**Supplied material:**
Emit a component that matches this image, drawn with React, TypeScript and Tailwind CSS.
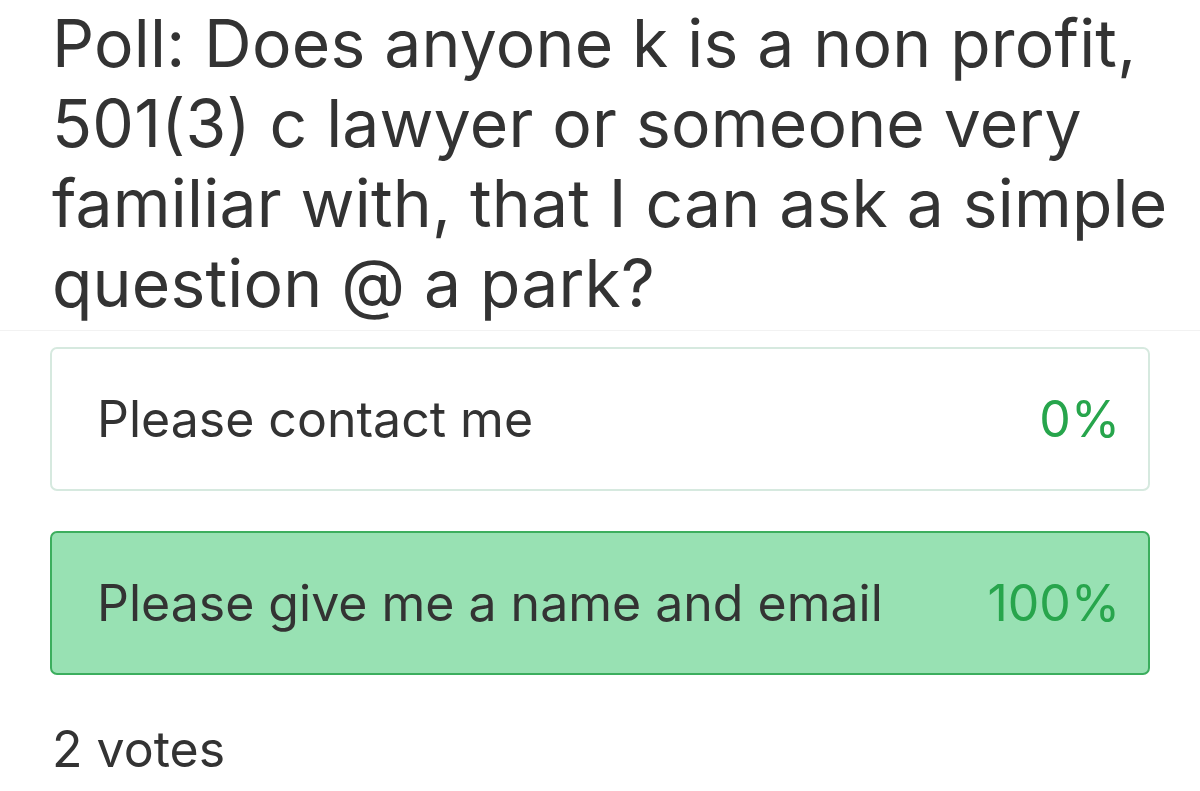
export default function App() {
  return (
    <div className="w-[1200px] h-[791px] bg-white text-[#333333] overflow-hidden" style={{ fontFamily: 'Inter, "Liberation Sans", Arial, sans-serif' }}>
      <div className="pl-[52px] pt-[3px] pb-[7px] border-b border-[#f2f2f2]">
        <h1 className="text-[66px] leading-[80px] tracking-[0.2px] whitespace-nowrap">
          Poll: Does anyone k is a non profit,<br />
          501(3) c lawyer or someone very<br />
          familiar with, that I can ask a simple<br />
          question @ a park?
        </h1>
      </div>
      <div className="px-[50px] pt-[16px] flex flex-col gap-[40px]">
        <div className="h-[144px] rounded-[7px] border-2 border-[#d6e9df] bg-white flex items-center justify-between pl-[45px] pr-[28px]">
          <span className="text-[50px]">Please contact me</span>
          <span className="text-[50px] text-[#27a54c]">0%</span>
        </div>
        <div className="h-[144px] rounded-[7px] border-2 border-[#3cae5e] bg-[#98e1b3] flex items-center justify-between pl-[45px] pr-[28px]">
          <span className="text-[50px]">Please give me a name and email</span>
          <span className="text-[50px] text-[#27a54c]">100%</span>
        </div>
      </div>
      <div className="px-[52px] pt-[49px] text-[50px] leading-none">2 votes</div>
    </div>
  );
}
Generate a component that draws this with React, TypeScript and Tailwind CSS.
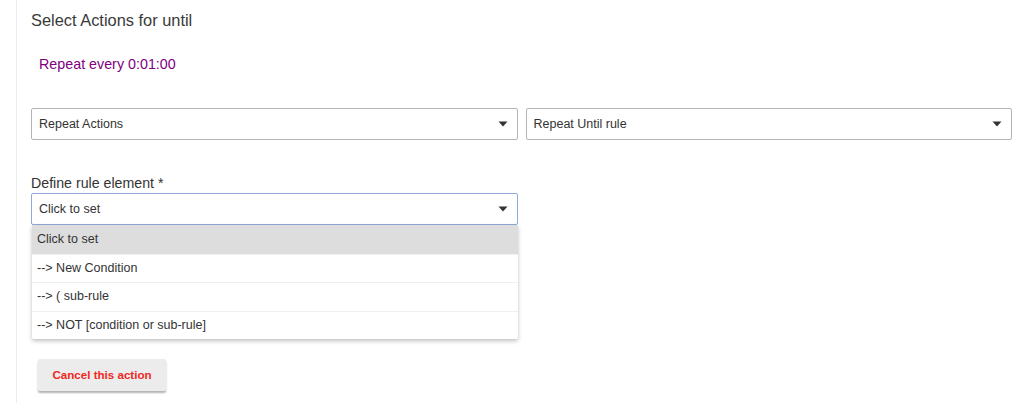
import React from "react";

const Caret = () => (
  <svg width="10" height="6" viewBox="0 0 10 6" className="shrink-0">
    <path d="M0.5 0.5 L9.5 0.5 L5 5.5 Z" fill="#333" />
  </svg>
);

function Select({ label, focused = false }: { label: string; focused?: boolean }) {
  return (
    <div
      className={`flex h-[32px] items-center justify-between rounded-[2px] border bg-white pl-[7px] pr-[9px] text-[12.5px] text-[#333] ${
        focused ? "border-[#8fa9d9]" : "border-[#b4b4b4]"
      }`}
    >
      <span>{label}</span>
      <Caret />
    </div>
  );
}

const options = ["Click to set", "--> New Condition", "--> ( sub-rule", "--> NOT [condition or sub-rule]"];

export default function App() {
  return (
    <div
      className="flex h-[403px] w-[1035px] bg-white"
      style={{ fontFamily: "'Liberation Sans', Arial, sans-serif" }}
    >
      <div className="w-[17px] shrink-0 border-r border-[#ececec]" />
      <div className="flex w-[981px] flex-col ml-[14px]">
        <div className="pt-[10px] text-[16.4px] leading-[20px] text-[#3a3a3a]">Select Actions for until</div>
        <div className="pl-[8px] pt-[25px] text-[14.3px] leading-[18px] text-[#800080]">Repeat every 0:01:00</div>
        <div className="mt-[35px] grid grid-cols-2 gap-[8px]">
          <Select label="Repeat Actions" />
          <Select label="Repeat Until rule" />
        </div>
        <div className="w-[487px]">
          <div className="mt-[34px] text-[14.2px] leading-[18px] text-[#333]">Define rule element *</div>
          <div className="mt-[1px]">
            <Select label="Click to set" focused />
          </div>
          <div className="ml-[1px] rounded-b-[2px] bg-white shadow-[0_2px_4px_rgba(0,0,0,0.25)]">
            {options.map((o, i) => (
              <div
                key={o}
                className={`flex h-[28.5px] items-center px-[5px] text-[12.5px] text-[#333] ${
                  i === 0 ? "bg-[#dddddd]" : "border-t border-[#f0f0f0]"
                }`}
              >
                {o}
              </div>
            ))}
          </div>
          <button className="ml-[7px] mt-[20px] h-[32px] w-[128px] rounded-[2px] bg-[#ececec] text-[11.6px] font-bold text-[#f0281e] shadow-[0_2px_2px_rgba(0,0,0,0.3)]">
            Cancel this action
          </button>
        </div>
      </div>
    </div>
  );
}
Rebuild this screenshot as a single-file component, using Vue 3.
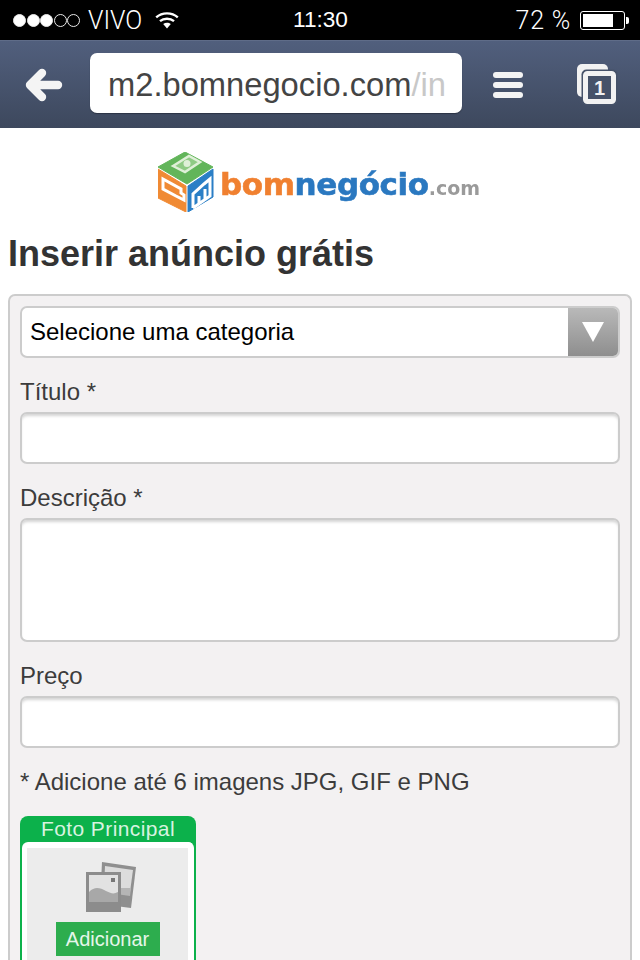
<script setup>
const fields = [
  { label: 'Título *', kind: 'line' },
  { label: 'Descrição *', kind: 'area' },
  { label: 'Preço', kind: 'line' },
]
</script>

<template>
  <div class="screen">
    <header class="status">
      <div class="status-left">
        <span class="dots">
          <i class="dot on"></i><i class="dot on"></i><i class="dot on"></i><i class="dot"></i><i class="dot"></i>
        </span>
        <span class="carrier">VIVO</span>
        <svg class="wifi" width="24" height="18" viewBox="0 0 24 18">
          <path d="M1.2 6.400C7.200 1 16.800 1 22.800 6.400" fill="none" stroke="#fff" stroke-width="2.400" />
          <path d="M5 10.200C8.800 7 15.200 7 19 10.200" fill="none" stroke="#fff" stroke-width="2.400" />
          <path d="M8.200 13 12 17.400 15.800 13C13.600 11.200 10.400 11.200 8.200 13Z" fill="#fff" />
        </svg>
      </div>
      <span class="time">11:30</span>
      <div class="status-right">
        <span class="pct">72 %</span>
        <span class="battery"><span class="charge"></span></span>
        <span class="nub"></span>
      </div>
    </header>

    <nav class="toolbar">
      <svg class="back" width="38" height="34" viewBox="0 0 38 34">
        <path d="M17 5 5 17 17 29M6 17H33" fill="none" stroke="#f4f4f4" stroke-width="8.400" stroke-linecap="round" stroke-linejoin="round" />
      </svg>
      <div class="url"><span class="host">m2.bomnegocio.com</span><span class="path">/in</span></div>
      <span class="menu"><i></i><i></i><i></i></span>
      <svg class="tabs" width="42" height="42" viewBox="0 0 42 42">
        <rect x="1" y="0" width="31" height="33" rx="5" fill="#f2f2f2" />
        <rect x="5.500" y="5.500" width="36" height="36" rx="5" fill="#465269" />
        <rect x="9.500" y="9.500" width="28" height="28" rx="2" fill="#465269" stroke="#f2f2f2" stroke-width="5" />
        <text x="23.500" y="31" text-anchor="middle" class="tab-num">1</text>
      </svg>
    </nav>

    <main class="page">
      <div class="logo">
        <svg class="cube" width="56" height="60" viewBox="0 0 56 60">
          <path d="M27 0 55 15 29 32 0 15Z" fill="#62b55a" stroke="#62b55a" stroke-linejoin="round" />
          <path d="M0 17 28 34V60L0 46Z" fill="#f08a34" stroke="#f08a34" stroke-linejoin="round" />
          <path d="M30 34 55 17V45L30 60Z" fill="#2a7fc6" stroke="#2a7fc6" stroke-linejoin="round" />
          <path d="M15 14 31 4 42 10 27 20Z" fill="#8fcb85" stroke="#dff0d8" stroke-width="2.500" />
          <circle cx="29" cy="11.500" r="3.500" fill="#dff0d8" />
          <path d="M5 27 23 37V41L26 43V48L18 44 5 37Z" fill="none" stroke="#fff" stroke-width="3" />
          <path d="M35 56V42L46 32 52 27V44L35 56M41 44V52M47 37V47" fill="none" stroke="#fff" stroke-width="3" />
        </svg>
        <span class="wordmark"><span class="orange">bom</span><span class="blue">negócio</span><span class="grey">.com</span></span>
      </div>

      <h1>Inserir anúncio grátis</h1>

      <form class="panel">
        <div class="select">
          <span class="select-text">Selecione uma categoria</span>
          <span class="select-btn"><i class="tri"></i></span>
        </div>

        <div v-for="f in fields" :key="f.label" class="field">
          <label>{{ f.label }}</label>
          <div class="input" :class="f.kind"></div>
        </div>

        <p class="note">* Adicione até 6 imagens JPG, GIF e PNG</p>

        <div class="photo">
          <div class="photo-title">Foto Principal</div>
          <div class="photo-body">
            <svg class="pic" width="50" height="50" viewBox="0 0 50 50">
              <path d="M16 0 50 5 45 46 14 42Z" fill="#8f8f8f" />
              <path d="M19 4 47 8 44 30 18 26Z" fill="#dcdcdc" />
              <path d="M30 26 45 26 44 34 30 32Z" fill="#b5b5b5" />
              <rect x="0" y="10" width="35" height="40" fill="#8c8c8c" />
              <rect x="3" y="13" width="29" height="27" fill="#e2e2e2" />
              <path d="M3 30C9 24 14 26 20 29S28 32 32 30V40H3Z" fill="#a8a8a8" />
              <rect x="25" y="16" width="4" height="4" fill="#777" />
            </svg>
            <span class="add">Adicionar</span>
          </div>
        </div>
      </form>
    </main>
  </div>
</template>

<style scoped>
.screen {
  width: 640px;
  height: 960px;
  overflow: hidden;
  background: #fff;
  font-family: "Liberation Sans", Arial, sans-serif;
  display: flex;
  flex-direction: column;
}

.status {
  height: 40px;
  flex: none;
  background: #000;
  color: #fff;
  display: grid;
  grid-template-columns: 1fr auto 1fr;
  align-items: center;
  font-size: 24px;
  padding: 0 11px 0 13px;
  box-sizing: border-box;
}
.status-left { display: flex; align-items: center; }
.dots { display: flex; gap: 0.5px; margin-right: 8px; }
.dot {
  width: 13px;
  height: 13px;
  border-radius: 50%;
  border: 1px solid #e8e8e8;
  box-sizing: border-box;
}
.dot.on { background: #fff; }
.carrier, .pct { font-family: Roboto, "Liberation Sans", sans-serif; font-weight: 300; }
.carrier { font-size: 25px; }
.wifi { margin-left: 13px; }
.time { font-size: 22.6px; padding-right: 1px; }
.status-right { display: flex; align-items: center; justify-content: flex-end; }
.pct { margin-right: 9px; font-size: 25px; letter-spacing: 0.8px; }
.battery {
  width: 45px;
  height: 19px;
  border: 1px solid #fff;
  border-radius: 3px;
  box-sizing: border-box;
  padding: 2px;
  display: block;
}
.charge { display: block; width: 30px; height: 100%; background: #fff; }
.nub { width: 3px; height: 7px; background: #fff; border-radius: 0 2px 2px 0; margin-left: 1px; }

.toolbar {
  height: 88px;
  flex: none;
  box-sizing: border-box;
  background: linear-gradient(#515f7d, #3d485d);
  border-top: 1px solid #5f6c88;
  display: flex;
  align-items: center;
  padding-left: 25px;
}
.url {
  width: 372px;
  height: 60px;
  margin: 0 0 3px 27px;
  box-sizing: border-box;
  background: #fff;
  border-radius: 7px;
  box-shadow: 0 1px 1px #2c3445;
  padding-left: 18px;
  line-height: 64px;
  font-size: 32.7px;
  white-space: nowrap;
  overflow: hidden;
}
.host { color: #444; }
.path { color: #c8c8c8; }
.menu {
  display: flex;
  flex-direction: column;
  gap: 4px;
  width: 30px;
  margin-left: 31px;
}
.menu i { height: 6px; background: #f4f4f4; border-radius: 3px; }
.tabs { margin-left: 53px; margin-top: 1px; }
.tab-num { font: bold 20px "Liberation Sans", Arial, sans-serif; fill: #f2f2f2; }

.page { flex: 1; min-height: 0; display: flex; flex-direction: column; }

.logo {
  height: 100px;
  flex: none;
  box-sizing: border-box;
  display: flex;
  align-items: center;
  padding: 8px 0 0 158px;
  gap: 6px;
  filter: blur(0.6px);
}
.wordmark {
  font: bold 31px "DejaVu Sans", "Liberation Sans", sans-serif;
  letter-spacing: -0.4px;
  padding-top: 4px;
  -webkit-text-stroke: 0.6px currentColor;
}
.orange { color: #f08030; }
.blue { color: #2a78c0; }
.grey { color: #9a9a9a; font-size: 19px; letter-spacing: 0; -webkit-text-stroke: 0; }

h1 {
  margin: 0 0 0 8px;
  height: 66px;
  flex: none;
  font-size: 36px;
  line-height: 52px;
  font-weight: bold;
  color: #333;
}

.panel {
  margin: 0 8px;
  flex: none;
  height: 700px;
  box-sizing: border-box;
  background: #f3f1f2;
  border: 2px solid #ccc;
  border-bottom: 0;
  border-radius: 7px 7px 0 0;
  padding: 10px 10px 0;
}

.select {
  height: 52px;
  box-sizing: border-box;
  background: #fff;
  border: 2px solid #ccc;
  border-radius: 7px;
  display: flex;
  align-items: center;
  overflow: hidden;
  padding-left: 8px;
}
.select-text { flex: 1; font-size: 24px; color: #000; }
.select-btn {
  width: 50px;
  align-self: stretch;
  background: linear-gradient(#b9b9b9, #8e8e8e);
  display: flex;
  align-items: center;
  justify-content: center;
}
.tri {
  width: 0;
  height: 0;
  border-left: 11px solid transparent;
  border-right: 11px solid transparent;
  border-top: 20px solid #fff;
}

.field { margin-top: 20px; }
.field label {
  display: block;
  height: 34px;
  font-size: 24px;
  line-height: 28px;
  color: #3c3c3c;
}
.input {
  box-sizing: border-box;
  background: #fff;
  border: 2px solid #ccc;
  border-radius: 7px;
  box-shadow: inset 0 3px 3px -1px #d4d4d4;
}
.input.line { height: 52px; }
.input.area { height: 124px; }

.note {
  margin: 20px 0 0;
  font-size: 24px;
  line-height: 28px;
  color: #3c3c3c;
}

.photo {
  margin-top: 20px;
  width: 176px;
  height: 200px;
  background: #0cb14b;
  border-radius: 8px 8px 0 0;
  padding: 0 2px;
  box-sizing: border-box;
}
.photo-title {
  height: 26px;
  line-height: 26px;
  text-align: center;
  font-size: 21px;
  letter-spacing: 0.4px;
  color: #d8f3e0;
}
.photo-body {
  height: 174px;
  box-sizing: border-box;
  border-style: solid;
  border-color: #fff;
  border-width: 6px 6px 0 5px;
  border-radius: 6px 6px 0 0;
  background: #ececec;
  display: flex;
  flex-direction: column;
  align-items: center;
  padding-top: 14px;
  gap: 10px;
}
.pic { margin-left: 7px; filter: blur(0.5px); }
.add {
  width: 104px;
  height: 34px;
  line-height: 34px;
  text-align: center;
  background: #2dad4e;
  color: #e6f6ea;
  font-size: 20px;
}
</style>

**Your task:** Filter the entries down to the lines with the word "Tailwind" in them.

**Result for this exercise:**
Emit a component that matches this image, drawn with React, TypeScript and Tailwind CSS.
Generate a component that draws this with React, TypeScript and Tailwind CSS.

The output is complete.